Wiele wskazuje na to, że testowani ostatnio w Broni Radom, Maksym Kobylarczyk i Arkadiusz Oziewicz (na zdjęciu), zostaną w zespole z Narutowicza 9. Trener Artur Kupiec nie patrzy ma to co mówią inni i po swojemu montuje kadrę na rundę wiosenną. Wejdzie do niej również Jakub Chrzanowski, zawodnik z rocznika 1995, który w pojedynkach ze starszymi kolegami, udowodnił że wcale nie jest słabszy.

Źródło: RadomSport.pl

Tej zimy ruchy kadrowe w zespole Broni nie są zbyt duże. Najpierw ubył Adrian Dziubiński do Pogoni Siedlce, a potem z zespołem pożegnał się Maciej Czachór. Trenował z Olimpią Elbląg, ale ostatnio zakotwiczył w Warszawie i pojawia się na zajęciach Hutnika. Ma cały czas ważną umowę z Bronią i nie wiadomo jak potoczy się jego najbliższa przyszłość.
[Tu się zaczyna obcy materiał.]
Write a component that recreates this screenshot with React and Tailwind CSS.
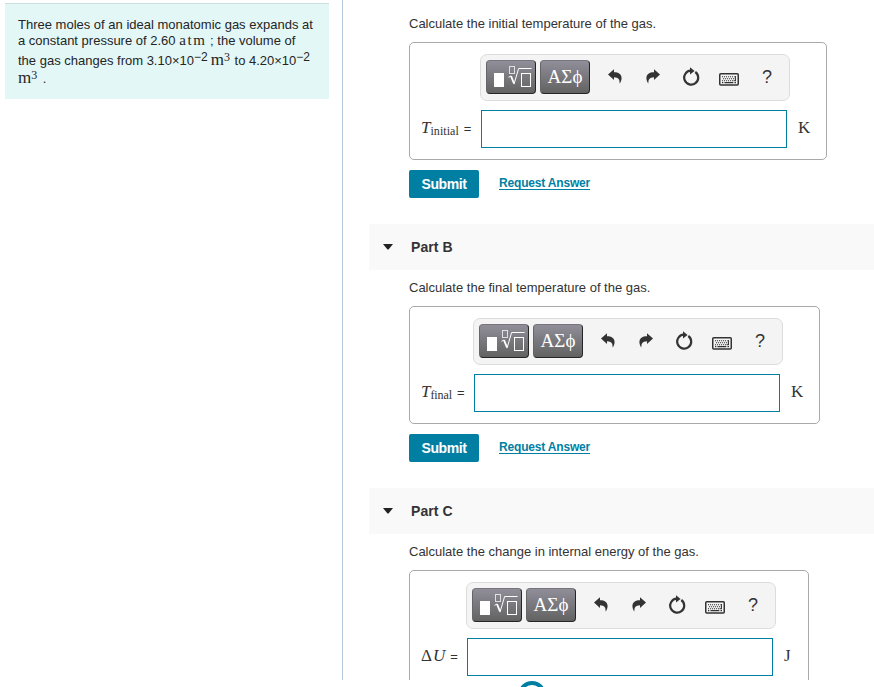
const SERIF = "font-['Liberation_Serif',serif]";

function Undo() {
  return (
    <svg width="14" height="15" viewBox="0 0 14 15" fill="#333">
      <path d="M0 5.5 L6 0.3 V3.2 C10.5 3.2 13.6 5.2 13.6 9 C13.6 11.2 12.8 13.2 11.6 14.6 C11.8 10.5 10.6 8.4 6 8.3 V11 Z" />
    </svg>
  );
}

function Redo() {
  return (
    <svg width="14" height="15" viewBox="0 0 14 15" fill="#333">
      <path d="M14 5.5 L8 0.3 V3.2 C3.5 3.2 0.4 5.2 0.4 9 C0.4 11.2 1.2 13.2 2.4 14.6 C2.2 10.5 3.4 8.4 8 8.3 V11 Z" />
    </svg>
  );
}

function Reset() {
  return (
    <svg width="18" height="19" viewBox="0 0 18 19" fill="none">
      <path d="M13.3 5 A7 7 0 1 1 8.6 3.7" stroke="#333" strokeWidth="2.2" />
      <path d="M8 0.2 L12.6 3.9 L8 7.4 Z" fill="#333" />
    </svg>
  );
}

function Keyboard() {
  return (
    <svg width="20" height="13" viewBox="0 0 20 13" fill="none" stroke="#333">
      <rect x="0.75" y="0.75" width="18.5" height="11.2" rx="1" strokeWidth="1.5" />
      <path d="M3 3.7 H15.5 M4 5.7 H15 M3 7.7 H14" strokeWidth="1.1" strokeDasharray="1.1 0.9" />
      <path d="M16.4 3 V8 M14.5 7.7 H17" strokeWidth="1.1" />
      <path d="M3 9.6 H4.3 M5.5 9.6 H14.3 M15.5 9.6 H17" strokeWidth="1.2" />
    </svg>
  );
}

function RootTemplate() {
  return (
    <svg width="38" height="23" viewBox="0 0 38 23" fill="none" stroke="#fff">
      <rect x="0" y="8" width="10" height="14" fill="#fff" stroke="none" />
      <rect x="15.5" y="1.5" width="5" height="7" strokeWidth="1" opacity="0.75" />
      <path d="M14.5 12.3 L17 11" strokeWidth="1" />
      <path d="M17 11 L20 18.5" strokeWidth="1.9" />
      <path d="M20 19.2 L24.6 3.5 H37.6" strokeWidth="1" />
      <rect x="27.5" y="8.5" width="9" height="13" strokeWidth="1" />
    </svg>
  );
}

const darkButton =
  "flex h-[34px] w-[50px] items-center justify-center rounded-[4px] border border-t-[#77757b] border-l-[#66656a] border-r-[#252525] border-b-[#252525] bg-linear-to-b from-[#918e99] to-[#626262]";
const iconButton = "flex h-[34px] w-[38px] items-center justify-center";

function Toolbar() {
  return (
    <div className="-ml-px flex h-[47px] w-[310px] items-start rounded-[7px] border border-[#dcdcdc] bg-[#f4f4f4] pt-[5px] pl-[5px]">
      <button className={darkButton}><span className="-mt-px ml-[3px]"><RootTemplate /></span></button>
      <button className={`${darkButton} ${SERIF} ml-1 text-[19px] leading-none text-white`}>
        <span className="-mt-[2px]">ΑΣϕ</span>
      </button>
      <button className={`${iconButton} ml-[6px] pb-[2px]`}><Undo /></button>
      <button className={`${iconButton} pb-[2px]`}><Redo /></button>
      <button className={`${iconButton} pb-[2px]`}><Reset /></button>
      <button className={`${iconButton} pt-1`}><Keyboard /></button>
      <button className={`${iconButton} text-[18px] text-[#333]`}>?</button>
    </div>
  );
}

function AnswerBox({ className, labelClass, label, unit }) {
  return (
    <div className={`flex h-[118px] rounded-[5px] border border-[#a9a9a9] pt-[11px] pl-[11px] ${className}`}>
      <div className={`shrink-0 pt-[62px] whitespace-nowrap text-[#333] ${labelClass}`}>{label}</div>
      <div className="w-[306px] shrink-0">
        <Toolbar />
        <input className="mt-[9px] block h-[38px] w-[306px] border border-[#007fa3] bg-white outline-none" />
      </div>
      <div className={`${SERIF} ml-[11px] pt-[62px] text-[17px] leading-6 text-[#333]`}>{unit}</div>
    </div>
  );
}

function PartHeader({ children }) {
  return (
    <div className="ml-[26px] flex h-[46px] shrink-0 items-center bg-[#f9f9f9] pl-[14px]">
      <svg width="10" height="6" viewBox="0 0 10 6" fill="#222"><path d="M0 0 H10 L5.5 5.6 H4.5 Z" /></svg>
      <h2 className="ml-[18px] text-[14px] font-bold tracking-[0.1px] text-[#333]">{children}</h2>
    </div>
  );
}

function Part({ first, actions = true, question, children }) {
  return (
    <div className={`shrink-0 pl-[66px] ${first ? "h-[224px] pt-[15px]" : "h-[218px] pt-[9px]"}`}>
      <p className="text-[13px] leading-[18px] whitespace-nowrap text-[#333]">{question}</p>
      <div className="mt-[9px]">{children}</div>
      {actions && (
        <div className="mt-[10px] flex items-center">
          <button className="h-7 w-[70px] rounded-[2px] bg-[#007fa3] text-[14px] font-bold tracking-[-0.4px] text-white">Submit</button>
          <a className="-mt-[2px] ml-5 text-[12px] font-bold tracking-[-0.18px] text-[#007fa3] underline underline-offset-2">Request Answer</a>
        </div>
      )}
    </div>
  );
}

function Exp({ children, serif }) {
  return <span className={`relative -top-[4px] text-[12px] leading-none ${serif ? SERIF : ""}`}>{children}</span>;
}

function QuantityLabel({ symbol, sub, subClass }) {
  return (
    <span className="flex items-baseline leading-6">
      <span className={`${SERIF} text-[17px] italic`}>{symbol}</span>
      {sub && <span className={`${SERIF} relative top-[2px] text-[12px] ${subClass}`}>{sub}</span>}
      <span className="ml-[5px] text-[13px]">=</span>
    </span>
  );
}

export default function App() {
  return (
    <div className="relative h-[687px] w-[874px] overflow-hidden bg-white font-['Liberation_Sans',Arial,sans-serif]">
      <div className="flex h-[680px] overflow-hidden">
        <aside className="w-[342px] shrink-0 pt-[3px] pl-[5px]">
          <div className="h-24 w-[324px] border-t border-[#ccdfe0] bg-[#e3f7f6] pl-[13px] pt-[13px] text-[13px] whitespace-nowrap text-[#252525]">
            <div className="h-4 leading-4">Three moles of an ideal monatomic gas expands at</div>
            <div className="h-[18px] leading-4">
              a constant pressure of 2.60 <span className={`${SERIF} text-[15px] leading-none tracking-[1.6px]`}>atm</span> ; the volume of
            </div>
            <div className="h-[18px] leading-4">
              the gas changes from 3.10×10<Exp>−2</Exp><span className={`${SERIF} ml-[3px] text-[17px] leading-none`}>m</span><Exp serif>3</Exp>
              <span className="ml-px"> to 4.20×10</span><Exp>−2</Exp>
            </div>
            <div className="h-[18px] leading-[18px]">
              <span className={`${SERIF} text-[17px] leading-none`}>m</span><Exp serif>3</Exp><span className="ml-[2px]"> .</span>
            </div>
          </div>
        </aside>
        <main className="flex-1 border-l border-[#b5c9dc]">
          <Part first question="Calculate the initial temperature of the gas.">
            <AnswerBox className="w-[418px]" labelClass="w-[60px]" unit="K"
              label={<QuantityLabel symbol="T" sub="initial" subClass="tracking-[0.05px]" />} />
          </Part>
          <PartHeader>Part B</PartHeader>
          <Part question="Calculate the final temperature of the gas.">
            <AnswerBox className="w-[411px]" labelClass="w-[53px]" unit="K"
              label={<QuantityLabel symbol="T" sub="final" subClass="tracking-[-0.1px]" />} />
          </Part>
          <PartHeader>Part C</PartHeader>
          <Part actions={false} question="Calculate the change in internal energy of the gas.">
            <AnswerBox className="w-[400px]" labelClass="w-[46px]" unit="J"
              label={<QuantityLabel symbol={<><span className="mr-px not-italic">Δ</span>U</>} />} />
          </Part>
        </main>
      </div>
      <div className="absolute top-[681px] left-[518px] size-7 rounded-full border-4 border-[#007fa3] bg-white" />
    </div>
  );
}
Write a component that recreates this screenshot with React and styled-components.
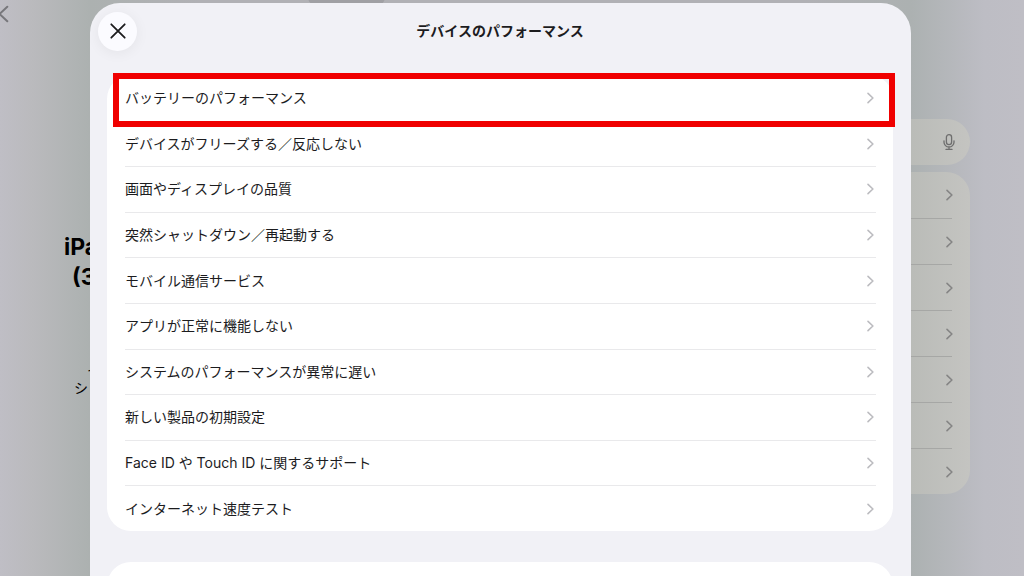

Z zespołem od stycznia trenuje Maksym Kobylarczyk, a od kilku dni Arkadiusz Oziewicz. Obaj niegdyś długo związani byli z lokalnym rywalem Broni – Radomiakiem, stąd ich pojawienie się na Plantach wzbudziło dużo zamieszania w środowisku.
– Ja nie patrzę na to co o nich się mówi, gdzie kiedyś grali. Interesuje mnie co potrafią teraz i co chcą robić. Zarówno Maks jak i Arek chcą grać w Broni jak na razie przekonany jestem do obu tych graczy – mówi Artur Kupiec, szkoleniowiec zespołu z Narutowicza.

Dużym pocieszeniem dla trenera Kupca jest rozwój młodych zawodników. Kolejni wychowankowie pukają do pierwszego zespołu. W sobotę gole w meczu z Centrum, zdobywali Przemysław Nogaj i Jakub Chrzanowski, zawodnicy z rocznika 1995. Ten drugi niczym nie ustępuje starszym kolegom i wiele wskazuje, że już wiosną zadebiutuje w pierwszym zespole.

W środę o godzinie 16, Broń zagra z Granatem Skarżysko Kamienna. Tymczasem w najbliższą sobotę o godz. 11 zamiast zespołu Młodej Ekstraklasy GKS Bełchatów, do Radomia zawita czwartoligowa Energia Kozienice Janików. Oba spotkania rozegrane zostaną na boisku ze sztuczną nawierzchnią, przy ul. Narutowicza 9.